Health officials in Oregon have confirmed that a teenage girl has contracted the bubonic plague – likely from a flea bite.
Although the bubonic plague is very rare, it is usually treatable with a course of antibiotics if diagnosed early. However, federal health authorities are stumped as to why they saw such an increase in the number of individuals with the disease during 2015.
Oregon state and local health officials released a statement indicating that they believed the girl was infected with the disease while on a hunting trip two weeks ago near the city of Heppner, near the foothills of the Blue Mountain range.
Soon after her October 16 trip, she became sick on October 21 and was admitted to the hospital a few days later. At this time, she remains in the intensive care unit.

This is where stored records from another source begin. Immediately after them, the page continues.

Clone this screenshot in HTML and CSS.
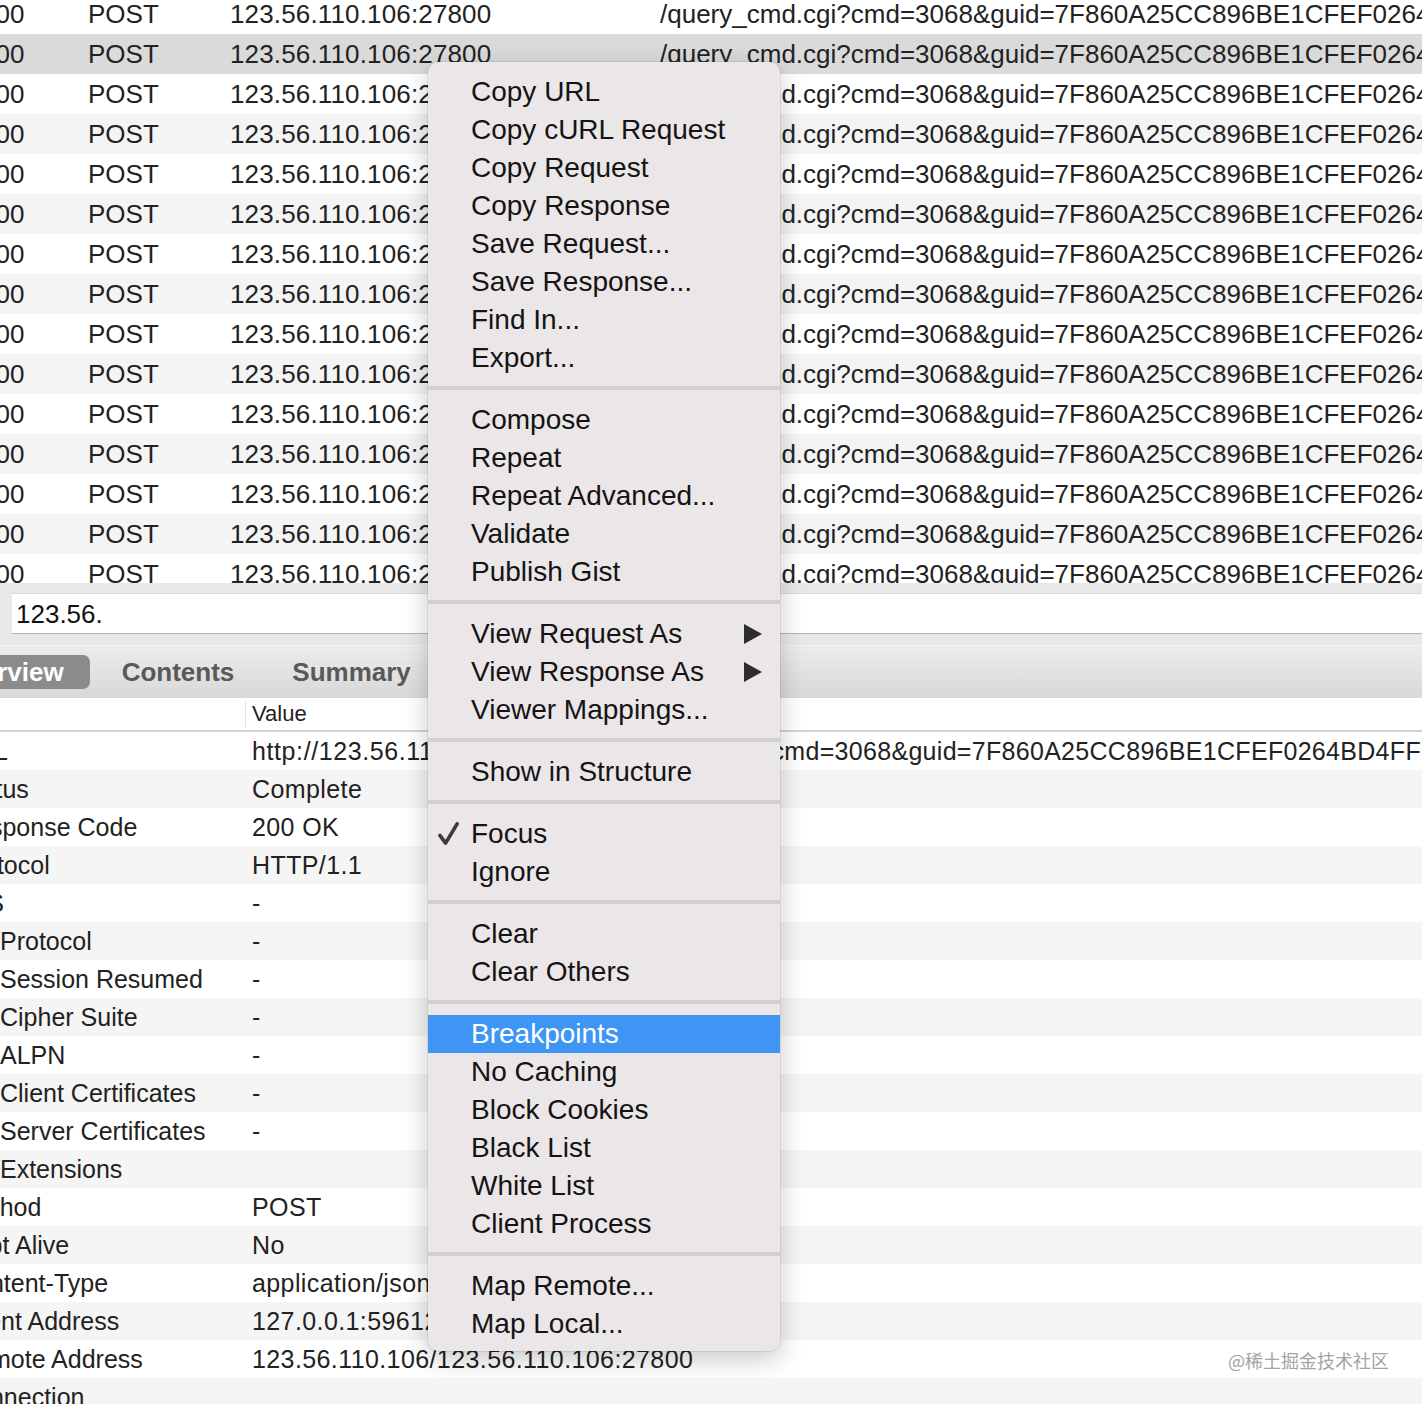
FILE: index.html
```html
<!DOCTYPE html>
<html>
<head>
<meta charset="utf-8">
<link rel="stylesheet" href="styles.css">
</head>
<body>
<div class="app">
  <div class="list">
    <div class="list-inner">
      <div class="row"><span class="c-status">200</span><span class="c-method">POST</span><span class="c-host">123.56.110.106:27800</span><span class="c-path">/query_cmd.cgi?cmd=3068&amp;guid=7F860A25CC896BE1CFEF0264BD4FF</span></div>
      <div class="row sel"><span class="c-status">200</span><span class="c-method">POST</span><span class="c-host">123.56.110.106:27800</span><span class="c-path">/query_cmd.cgi?cmd=3068&amp;guid=7F860A25CC896BE1CFEF0264BD4FF</span></div>
      <div class="row"><span class="c-status">200</span><span class="c-method">POST</span><span class="c-host">123.56.110.106:27800</span><span class="c-path">/query_cmd.cgi?cmd=3068&amp;guid=7F860A25CC896BE1CFEF0264BD4FF</span></div>
      <div class="row"><span class="c-status">200</span><span class="c-method">POST</span><span class="c-host">123.56.110.106:27800</span><span class="c-path">/query_cmd.cgi?cmd=3068&amp;guid=7F860A25CC896BE1CFEF0264BD4FF</span></div>
      <div class="row"><span class="c-status">200</span><span class="c-method">POST</span><span class="c-host">123.56.110.106:27800</span><span class="c-path">/query_cmd.cgi?cmd=3068&amp;guid=7F860A25CC896BE1CFEF0264BD4FF</span></div>
      <div class="row"><span class="c-status">200</span><span class="c-method">POST</span><span class="c-host">123.56.110.106:27800</span><span class="c-path">/query_cmd.cgi?cmd=3068&amp;guid=7F860A25CC896BE1CFEF0264BD4FF</span></div>
      <div class="row"><span class="c-status">200</span><span class="c-method">POST</span><span class="c-host">123.56.110.106:27800</span><span class="c-path">/query_cmd.cgi?cmd=3068&amp;guid=7F860A25CC896BE1CFEF0264BD4FF</span></div>
      <div class="row"><span class="c-status">200</span><span class="c-method">POST</span><span class="c-host">123.56.110.106:27800</span><span class="c-path">/query_cmd.cgi?cmd=3068&amp;guid=7F860A25CC896BE1CFEF0264BD4FF</span></div>
      <div class="row"><span class="c-status">200</span><span class="c-method">POST</span><span class="c-host">123.56.110.106:27800</span><span class="c-path">/query_cmd.cgi?cmd=3068&amp;guid=7F860A25CC896BE1CFEF0264BD4FF</span></div>
      <div class="row"><span class="c-status">200</span><span class="c-method">POST</span><span class="c-host">123.56.110.106:27800</span><span class="c-path">/query_cmd.cgi?cmd=3068&amp;guid=7F860A25CC896BE1CFEF0264BD4FF</span></div>
      <div class="row"><span class="c-status">200</span><span class="c-method">POST</span><span class="c-host">123.56.110.106:27800</span><span class="c-path">/query_cmd.cgi?cmd=3068&amp;guid=7F860A25CC896BE1CFEF0264BD4FF</span></div>
      <div class="row"><span class="c-status">200</span><span class="c-method">POST</span><span class="c-host">123.56.110.106:27800</span><span class="c-path">/query_cmd.cgi?cmd=3068&amp;guid=7F860A25CC896BE1CFEF0264BD4FF</span></div>
      <div class="row"><span class="c-status">200</span><span class="c-method">POST</span><span class="c-host">123.56.110.106:27800</span><span class="c-path">/query_cmd.cgi?cmd=3068&amp;guid=7F860A25CC896BE1CFEF0264BD4FF</span></div>
      <div class="row"><span class="c-status">200</span><span class="c-method">POST</span><span class="c-host">123.56.110.106:27800</span><span class="c-path">/query_cmd.cgi?cmd=3068&amp;guid=7F860A25CC896BE1CFEF0264BD4FF</span></div>
      <div class="row"><span class="c-status">200</span><span class="c-method">POST</span><span class="c-host">123.56.110.106:27800</span><span class="c-path">/query_cmd.cgi?cmd=3068&amp;guid=7F860A25CC896BE1CFEF0264BD4FF</span></div>
    </div>
  </div>

  <div class="filter"><div class="field">123.56.</div></div>

  <div class="tabs">
    <span class="tab active">Overview</span>
    <span class="tab">Contents</span>
    <span class="tab">Summary</span>
    <span class="tab">Chart</span>
  </div>

  <div class="dhead"><span class="k">Name</span><span class="v">Value</span></div>
  <div class="drows">
    <div class="drow"><span class="k">URL</span><span class="v url"><span class="url-head">http://123.56.110.106:27800/query_cmd.cgi?</span>cmd=3068&amp;guid=7F860A25CC896BE1CFEF0264BD4FF</span></div>
    <div class="drow"><span class="k">Status</span><span class="v">Complete</span></div>
    <div class="drow"><span class="k">Response Code</span><span class="v">200 OK</span></div>
    <div class="drow"><span class="k">Protocol</span><span class="v">HTTP/1.1</span></div>
    <div class="drow"><span class="k">TLS</span><span class="v">-</span></div>
    <div class="drow"><span class="k sub">Protocol</span><span class="v">-</span></div>
    <div class="drow"><span class="k sub">Session Resumed</span><span class="v">-</span></div>
    <div class="drow"><span class="k sub">Cipher Suite</span><span class="v">-</span></div>
    <div class="drow"><span class="k sub">ALPN</span><span class="v">-</span></div>
    <div class="drow"><span class="k sub">Client Certificates</span><span class="v">-</span></div>
    <div class="drow"><span class="k sub">Server Certificates</span><span class="v">-</span></div>
    <div class="drow"><span class="k sub">Extensions</span><span class="v"></span></div>
    <div class="drow"><span class="k">Method</span><span class="v">POST</span></div>
    <div class="drow"><span class="k">Kept Alive</span><span class="v">No</span></div>
    <div class="drow"><span class="k">Content-Type</span><span class="v">application/json</span></div>
    <div class="drow"><span class="k">Client Address</span><span class="v">127.0.0.1:59612</span></div>
    <div class="drow"><span class="k">Remote Address</span><span class="v">123.56.110.106/123.56.110.106:27800</span></div>
    <div class="drow"><span class="k">Connection</span><span class="v"></span></div>
  </div>

  <div class="menu">
    <div class="item">Copy URL</div>
    <div class="item">Copy cURL Request</div>
    <div class="item">Copy Request</div>
    <div class="item">Copy Response</div>
    <div class="item">Save Request...</div>
    <div class="item">Save Response...</div>
    <div class="item">Find In...</div>
    <div class="item">Export...</div>
    <div class="sep"></div>
    <div class="item">Compose</div>
    <div class="item">Repeat</div>
    <div class="item">Repeat Advanced...</div>
    <div class="item">Validate</div>
    <div class="item">Publish Gist</div>
    <div class="sep"></div>
    <div class="item">View Request As<svg class="arrow" viewBox="0 0 18 20"><polygon points="0,0 18,10 0,20"/></svg></div>
    <div class="item">View Response As<svg class="arrow" viewBox="0 0 18 20"><polygon points="0,0 18,10 0,20"/></svg></div>
    <div class="item">Viewer Mappings...</div>
    <div class="sep"></div>
    <div class="item">Show in Structure</div>
    <div class="sep"></div>
    <div class="item checked"><svg class="check" viewBox="0 0 24 26"><path d="M3 15 L9 23 L21 3"/></svg>Focus</div>
    <div class="item">Ignore</div>
    <div class="sep"></div>
    <div class="item">Clear</div>
    <div class="item">Clear Others</div>
    <div class="sep"></div>
    <div class="item hl">Breakpoints</div>
    <div class="item">No Caching</div>
    <div class="item">Block Cookies</div>
    <div class="item">Black List</div>
    <div class="item">White List</div>
    <div class="item">Client Process</div>
    <div class="sep"></div>
    <div class="item">Map Remote...</div>
    <div class="item">Map Local...</div>
  </div>

  <div class="watermark">@稀土掘金技术社区</div>
</div>
</body>
</html>
```

FILE: styles.css
```css
html, body {
  margin: 0;
  padding: 0;
  background: #fff;
}

body {
  width: 1422px;
  height: 1404px;
  overflow: hidden;
  font-family: "Liberation Sans", Arial, "Noto Sans CJK SC", sans-serif;
  color: #222;
}

.app {
  position: relative;
  width: 1422px;
  height: 1404px;
  overflow: hidden;
  background: #fff;
}

/* ---------- request list ---------- */
.list {
  height: 583px;
  overflow: hidden;
}

.list-inner {
  margin-top: -6px;
}

.row {
  display: grid;
  grid-template-columns: 107px 142px 430px minmax(0, 1fr);
  margin-left: -19px;
  height: 40px;
  line-height: 40px;
  font-size: 26px;
  white-space: nowrap;
  color: #222;
}

.row:nth-child(even) {
  background: #f4f4f4;
}

.row.sel {
  background: #dadada;
}

.row > span {
  overflow: hidden;
}

.c-host {
  letter-spacing: 0.15px;
}

.c-path {
  letter-spacing: 0;
}

/* ---------- filter ---------- */
.filter {
  height: 62px;
  box-sizing: border-box;
  padding: 10px 0 0 12px;
  background: #e8e8e8;
}

.field {
  height: 41px;
  box-sizing: border-box;
  background: #fff;
  border-top: 1px solid #d9d9d9;
  border-bottom: 1px solid #b4b4b4;
  padding-left: 4px;
  font-size: 26px;
  line-height: 40px;
  color: #111;
}

/* ---------- tabs ---------- */
.tabs {
  height: 53px;
  box-sizing: border-box;
  border-top: 1px solid #f3f3f3;
  background: linear-gradient(#ececec, #d8d8d8);
  display: flex;
  align-items: center;
  gap: 6px;
  margin-left: -78px;
  white-space: nowrap;
}

.tab {
  height: 34px;
  line-height: 34px;
  padding: 0 26px;
  border-radius: 7px;
  font-size: 26px;
  font-weight: bold;
  color: #595959;
}

.tab.active {
  background: #8b8b8b;
  color: #fff;
}

/* ---------- detail table ---------- */
.dhead {
  display: grid;
  grid-template-columns: 287px minmax(0, 1fr);
  margin-left: -42px;
  height: 34px;
  box-sizing: border-box;
  border-bottom: 2px solid #d2d2d2;
  align-items: center;
  font-size: 22px;
  color: #222;
}

.dhead .k {
  visibility: hidden;
}

.dhead .v {
  height: 26px;
  line-height: 26px;
  border-left: 1px solid #e2e2e2;
  padding-left: 6px;
}

.drow {
  display: grid;
  grid-template-columns: 287px minmax(0, 1fr);
  margin-left: -42px;
  height: 38px;
  line-height: 38px;
  font-size: 25px;
  white-space: nowrap;
  color: #222;
}

.drow:nth-child(even) {
  background: #f5f5f5;
}

.drow .k {
  overflow: hidden;
}

.drow .k.sub {
  padding-left: 42px;
}

.drow .v {
  padding-left: 7px;
  overflow: hidden;
  letter-spacing: 0.4px;
}

.drow .v.url {
  letter-spacing: 0.3px;
}

.url-head {
  letter-spacing: 0.6px;
}

/* ---------- context menu ---------- */
.menu {
  position: absolute;
  left: 428px;
  top: 62px;
  width: 352px;
  box-sizing: border-box;
  padding: 11px 0 8px;
  background: #ebe6e7;
  border-radius: 10px;
  box-shadow: 0 0 0 1px rgba(0, 0, 0, 0.07), 0 8px 26px rgba(0, 0, 0, 0.22);
}

.item {
  position: relative;
  display: flex;
  align-items: center;
  justify-content: space-between;
  height: 38px;
  padding: 0 18px 0 43px;
  font-size: 28px;
  color: #141414;
  white-space: nowrap;
}

.item.hl {
  background: #3f95f3;
  color: #fff;
}

.arrow {
  width: 18px;
  height: 20px;
  fill: #2d2d2d;
}

.check {
  position: absolute;
  left: 9px;
  top: 6px;
  width: 23px;
  height: 25px;
  fill: none;
  stroke: #3b3b3b;
  stroke-width: 3.8;
  stroke-linecap: round;
  stroke-linejoin: round;
}

.sep {
  height: 4px;
  margin: 9px 0 11px;
  background: #d5d0d1;
}

/* ---------- watermark ---------- */
.watermark {
  position: absolute;
  left: 1228px;
  top: 1346px;
  font-family: "Noto Sans CJK SC", sans-serif;
  font-size: 18px;
  line-height: 28px;
  color: #a3a3a3;
  white-space: nowrap;
}
```
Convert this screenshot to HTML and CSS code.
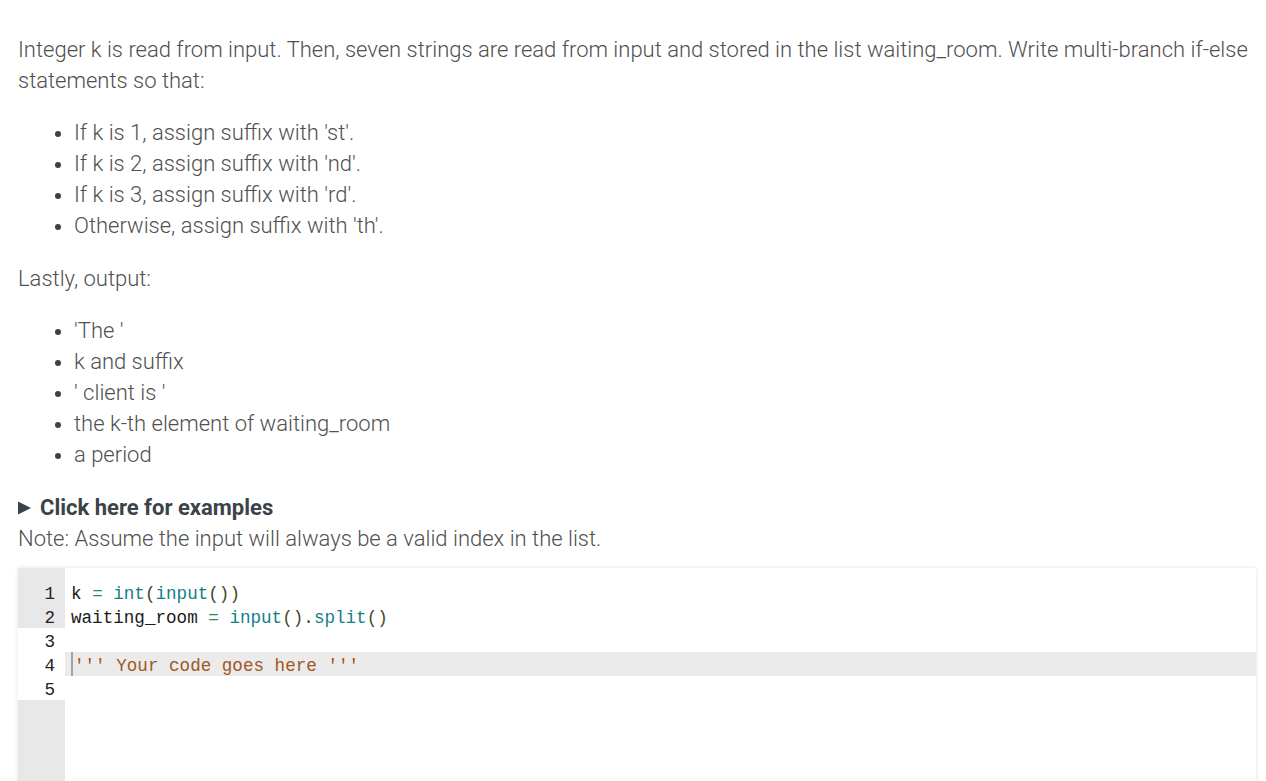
FILE: index.html
```html
<!DOCTYPE html>
<html>
<head>
<meta charset="utf-8">
<link rel="stylesheet" href="styles.css">
</head>
<body>
<div class="page">
  <p class="para">Integer k is read from input. Then, seven strings are read from input and stored in the list waiting_room. Write multi-branch if-else statements so that:</p>
  <ul class="list">
    <li>If k is 1, assign suffix with 'st'.</li>
    <li>If k is 2, assign suffix with 'nd'.</li>
    <li>If k is 3, assign suffix with 'rd'.</li>
    <li>Otherwise, assign suffix with 'th'.</li>
  </ul>
  <p class="para second">Lastly, output:</p>
  <ul class="list last">
    <li>'The '</li>
    <li>k and suffix</li>
    <li>' client is '</li>
    <li>the k-th element of waiting_room</li>
    <li>a period</li>
  </ul>
  <div class="examples">
    <svg class="tri" width="13" height="14" viewBox="0 0 13 14"><polygon points="0,0.5 13,7 0,13.5" fill="#3b4349"/></svg>
    <span>Click here for examples</span>
  </div>
  <p class="note">Note: Assume the input will always be a valid index in the list.</p>
  <div class="editor">
    <div class="gutter">
      <div class="gpad"></div>
      <div class="ln">1</div>
      <div class="ln">2</div>
      <div class="ln white">3</div>
      <div class="ln white">4</div>
      <div class="ln white">5</div>
    </div>
    <div class="code">
      <div class="line"><span class="var">k</span> <span class="op">=</span> <span class="bi">int</span><span class="p">(</span><span class="bi">input</span><span class="p">())</span></div>
      <div class="line"><span class="var">waiting_room</span> <span class="op">=</span> <span class="bi">input</span><span class="p">().</span><span class="bi">split</span><span class="p">()</span></div>
      <div class="line"> </div>
      <div class="line active"><span class="cursor"></span><span class="str">''' Your code goes here '''</span></div>
      <div class="line"> </div>
    </div>
  </div>
</div>
</body>
</html>
```

FILE: styles.css
```css
html, body {
  margin: 0;
  padding: 0;
  background: #ffffff;
}
.page {
  padding: 34px 10px 0 18px;
  font-family: Roboto, "Liberation Sans", sans-serif;
  font-weight: 300;
  font-size: 22px;
  line-height: 31px;
  color: #505050;
}
.para {
  margin: 0;
}
.para.second {
  padding-top: 1px;
}
.list {
  margin: 21px 0 21px 0;
  padding-left: 56px;
}
.list.last {
  margin-bottom: 22px;
}
.list li {
  line-height: 31px;
}
.list li::marker {
  color: #3b4349;
  font-size: 20px;
}
.examples {
  display: flex;
  align-items: center;
  gap: 9px;
  font-weight: 700;
  color: #3b4349;
  height: 31px;
}
.tri {
  display: block;
}
.note {
  margin: 0;
}
.editor {
  margin-top: 14px;
  display: flex;
  height: 320px;
  background: #fff;
  box-shadow: 0 0 4px rgba(0, 0, 0, 0.12);
  font-family: "Liberation Mono", "DejaVu Sans Mono", monospace;
  font-size: 17.6px;
  font-weight: 400;
  line-height: 28px;
}
.gutter {
  width: 47px;
  background: #e8e8e8;
  flex: none;
}
.gpad {
  height: 12px;
}
.ln {
  height: 24px;
  text-align: right;
  padding-right: 10px;
  color: #222;
}
.ln.white {
  background: #fff;
}
.code {
  flex: 1;
  padding-top: 12px;
}
.line {
  height: 24px;
  padding-left: 6px;
  white-space: pre;
  color: #222;
}
.line.active {
  background: #ebebeb;
}
.cursor {
  display: inline-block;
  width: 2px;
  height: 24px;
  background: #a3a3a3;
  vertical-align: top;
  margin-right: 1px;
}
.var { color: #1a1a1a; }
.op { color: #2e8b57; }
.bi { color: #127f87; }
.p { color: #3f4a2a; }
.str { color: #a1581c; }
```
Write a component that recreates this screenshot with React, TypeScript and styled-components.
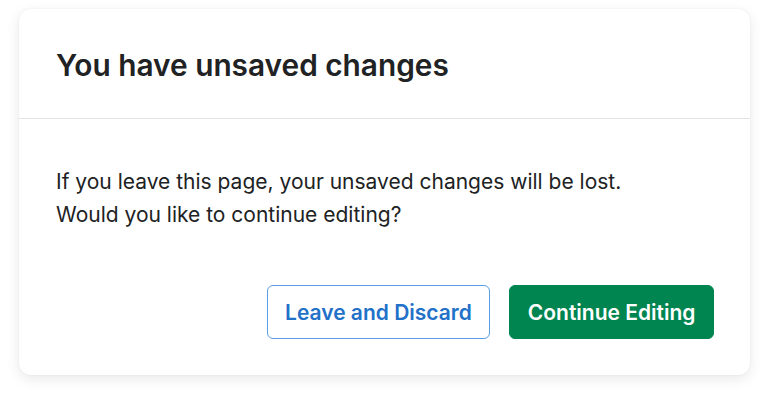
import React from "react";
import styled, { createGlobalStyle } from "styled-components";

const GlobalStyle = createGlobalStyle`
  html, body {
    margin: 0;
    padding: 0;
    background: #ffffff;
  }
  body {
    font-family: Inter, "Noto Sans", "Liberation Sans", sans-serif;
    -webkit-font-smoothing: antialiased;
  }
`;

const Page = styled.div`
  padding: 9px 18px 28px 19px;
`;

const Card = styled.div`
  width: 731px;
  height: 366px;
  box-sizing: border-box;
  background: #ffffff;
  border-radius: 12px;
  box-shadow: 0 4px 14px rgba(0, 0, 0, 0.09), 0 0 3px rgba(0, 0, 0, 0.05);
  display: flex;
  flex-direction: column;
  overflow: hidden;
`;

const Header = styled.div`
  padding: 38px 37px 35px;
  border-bottom: 1px solid #e1e3e5;
`;

const Title = styled.h2`
  margin: 0;
  font-size: 29.8px;
  line-height: 36px;
  font-weight: 600;
  color: #202223;
`;

const Body = styled.div`
  padding: 46px 36px 36px 37px;
  display: flex;
  flex-direction: column;
  flex: 1;
`;

const Message = styled.p`
  margin: 0;
  font-size: 21px;
  line-height: 33px;
  font-weight: 400;
  color: #202223;
`;

const Actions = styled.div`
  margin-top: auto;
  display: flex;
  justify-content: flex-end;
  gap: 19px;
`;

const Button = styled.button<{ $primary?: boolean }>`
  height: 54px;
  padding: 0 17.5px;
  box-sizing: border-box;
  border-radius: 6px;
  font-family: Inter, "Noto Sans", "Liberation Sans", sans-serif;
  font-size: 21px;
  font-weight: 600;
  cursor: pointer;
  border: 1px solid ${(p) => (p.$primary ? "#008551" : "#5a9ee6")};
  background: ${(p) => (p.$primary ? "#008551" : "#ffffff")};
  color: ${(p) => (p.$primary ? "#ffffff" : "#2271c9")};
`;

export default function App() {
  return (
    <>
      <GlobalStyle />
      <Page>
        <Card>
          <Header>
            <Title>You have unsaved changes</Title>
          </Header>
          <Body>
            <Message>
              If you leave this page, your unsaved changes will be lost.
              <br />
              Would you like to continue editing?
            </Message>
            <Actions>
              <Button>Leave and Discard</Button>
              <Button $primary>Continue Editing</Button>
            </Actions>
          </Body>
        </Card>
      </Page>
    </>
  );
}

Officials stated that no other recent cases have been reported.
Bubonic plague is a highly infectious and contagious bacterial disease normally carried by wild rodents. The disease is then transmitted to the animals’ fleas, which can then transmit the bacterial infection to humans or other animals through flea bites.
Common symptoms of the disease include weakness, cough, headache, chills and fever. The infection affects a person’s lymph nodes.
In addition to bubonic, there are other types of plague. Two forms of the disease infect blood. Another form of the plague, the most contagious form, infects the lungs. This pneumonic plague is typically only transmitted to other humans if the patient is coughing due to a lung infection.
If the infection by these plagues is caught in its early stages, antibiotics render an effective treatment. Left untreated, however, the plague is fatal in about 66 percent to 93 percent of cases. By receiving treatment, those numbers drop to about a 16 percent mortality rate.
According to the nation’s disease centers, over the past few decades, an average of seven plague cases in humans were reported annually. But since April 1 of this year, there have been at least 11 human cases of the plague in the United States – three of them resulting in death. The Center for Disease Control (CDC) reported cases in Arizona, Colorado, California, New Mexico and Georgia.
Health officials state that “It is unclear why the number of cases in 2015 is higher than usual.”
Oregon’s health authorities reported that before the bubonic plague diagnosis of the teenage girl this month, only eight human cases have been diagnosed in the state since 1995.